Сама Саша не стала рассказывать, до какой степени этот небольшой рассказ Фила основывался на его личном опыте (и даже почему он вообще его написал), а я не спрашивал. Зато она попыталась выяснить, откуда я о нем узнал, и я соврал, сказав, что Фил упоминал о нем Дэнни Джеймсу в Нью-Йорке. По ее словам, описанное в «Без четверти ты», представляло собой только часть проблемы и причины их расставания. После того, как было отснято уже больше половины «Полночь убивает», Фил стал каким-то болезненно неуравновешенным, и жизнь с ним превратилась в муку.

Он всегда был довольно добродушным человеком, крайне редко дававшим понять, что у него плохое настроение — даже когда это действительно было так. Его отец не любил капризных детей, поэтому миссис Стрейхорн приучила Фила и Джекки либо тщательно скрывать свое плохое настроение, либо прятать его за плотно закрытыми дверями их комнат. Фил не слишком любил отца, но все же согласился на подобный способ скрывать свою боль. За те годы, что мы прожили вместе, учась в колледже, я почти не видел его в дурном расположении духа. Если такое и случалось, он уходил из комнаты и не возвращался до тех пор, пока его настроение не поднималось или мучавшая его проблема не находила своего разрешения. Я просто не мог себе представить своего друга таким эгоистичным и неуравновешенным, каким упорно продолжала представлять его Саша. Но в конце концов мне на ум пришли слова Спросони: «Не так уж и важно, сколько раз Фил убил себя, снимая ту сцену, которую я велела ему не снимать — он убивал только себя тогдашнего. А все остальные Стрейхорны за тридцать лет по-прежнему жили не тужили».
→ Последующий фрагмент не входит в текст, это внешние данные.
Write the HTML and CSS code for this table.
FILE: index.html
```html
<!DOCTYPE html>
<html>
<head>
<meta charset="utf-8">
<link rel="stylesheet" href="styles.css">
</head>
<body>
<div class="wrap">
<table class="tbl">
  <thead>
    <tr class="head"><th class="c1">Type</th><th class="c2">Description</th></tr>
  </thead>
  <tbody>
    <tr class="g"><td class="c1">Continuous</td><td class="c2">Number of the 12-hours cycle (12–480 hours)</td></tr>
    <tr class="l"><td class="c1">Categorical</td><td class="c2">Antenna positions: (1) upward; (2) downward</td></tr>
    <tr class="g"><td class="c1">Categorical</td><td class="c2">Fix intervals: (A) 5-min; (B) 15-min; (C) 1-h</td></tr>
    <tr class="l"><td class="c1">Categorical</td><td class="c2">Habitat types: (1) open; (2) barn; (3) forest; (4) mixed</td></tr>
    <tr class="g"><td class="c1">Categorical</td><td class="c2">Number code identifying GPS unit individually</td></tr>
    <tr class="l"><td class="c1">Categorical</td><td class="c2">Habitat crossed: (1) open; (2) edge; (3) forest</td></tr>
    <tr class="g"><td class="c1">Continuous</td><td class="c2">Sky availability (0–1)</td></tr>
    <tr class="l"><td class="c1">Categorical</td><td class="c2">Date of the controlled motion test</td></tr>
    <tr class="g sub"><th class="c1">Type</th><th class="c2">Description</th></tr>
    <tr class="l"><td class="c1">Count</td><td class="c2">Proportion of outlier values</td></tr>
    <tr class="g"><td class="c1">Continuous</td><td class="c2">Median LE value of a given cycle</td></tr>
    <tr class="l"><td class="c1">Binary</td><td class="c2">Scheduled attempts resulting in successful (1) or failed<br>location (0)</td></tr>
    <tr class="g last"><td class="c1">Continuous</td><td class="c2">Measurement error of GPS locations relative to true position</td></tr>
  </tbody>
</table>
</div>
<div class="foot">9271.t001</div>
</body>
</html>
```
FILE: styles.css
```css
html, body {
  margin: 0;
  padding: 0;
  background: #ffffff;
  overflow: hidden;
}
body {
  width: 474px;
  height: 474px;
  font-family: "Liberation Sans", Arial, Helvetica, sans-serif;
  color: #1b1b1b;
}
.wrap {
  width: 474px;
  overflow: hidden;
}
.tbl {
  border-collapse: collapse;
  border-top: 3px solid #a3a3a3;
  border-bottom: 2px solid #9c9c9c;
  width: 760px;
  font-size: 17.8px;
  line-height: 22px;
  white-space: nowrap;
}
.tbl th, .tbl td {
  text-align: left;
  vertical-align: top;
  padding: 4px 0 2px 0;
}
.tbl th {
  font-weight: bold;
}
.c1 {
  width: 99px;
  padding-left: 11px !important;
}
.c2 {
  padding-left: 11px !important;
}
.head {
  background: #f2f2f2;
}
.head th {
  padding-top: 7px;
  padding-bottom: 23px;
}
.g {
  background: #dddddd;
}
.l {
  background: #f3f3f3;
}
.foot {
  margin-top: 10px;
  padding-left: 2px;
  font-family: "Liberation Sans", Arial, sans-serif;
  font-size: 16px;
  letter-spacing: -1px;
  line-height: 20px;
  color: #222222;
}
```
Может быть, этот ставший столь шизоидным и неприятным человек просто начал дробиться до того, как совершил свой последний акт? Был ли человек, столь странно обращавшийся с Сашей, тем же человеком, который покончил с собой? И тем же, кто послужил причиной гибели Мэтью Портланда? Тем же, кто был на моих видеокассетах, тем же, кто разговаривал с Дэнни Джеймсом в Нью-Йорке, тем же, кто возил Спросоню в Браун-Миллз, тем же…?

7

Охо-хо… Ну и чему — вернее, кому — вы поверите: ангелу или мертвому человеку? На сей раз, Спросоня превзошла саму себя. И явно воспользовалась своим преимуществом. Она же главная свидетельница обвинения, всегда появляющаяся на сцене в нужный момент, чтобы направить жюри (Уэбера) в нужном направлении.

А какие же действия позволено предпринимать в свою защиту мне? Да никаких, кроме демонстрации ему и Саше двух дурацких видеозаписей, где мне не дали сказать практически ничего, ну разве что сделать нескольких туманных намеков. Такое впечатление, будто я стал участником какой-то паршивой телевизионной игры, этакий «Фарс для Знаменитостей». Отгадайте-ка, что говорит привидение!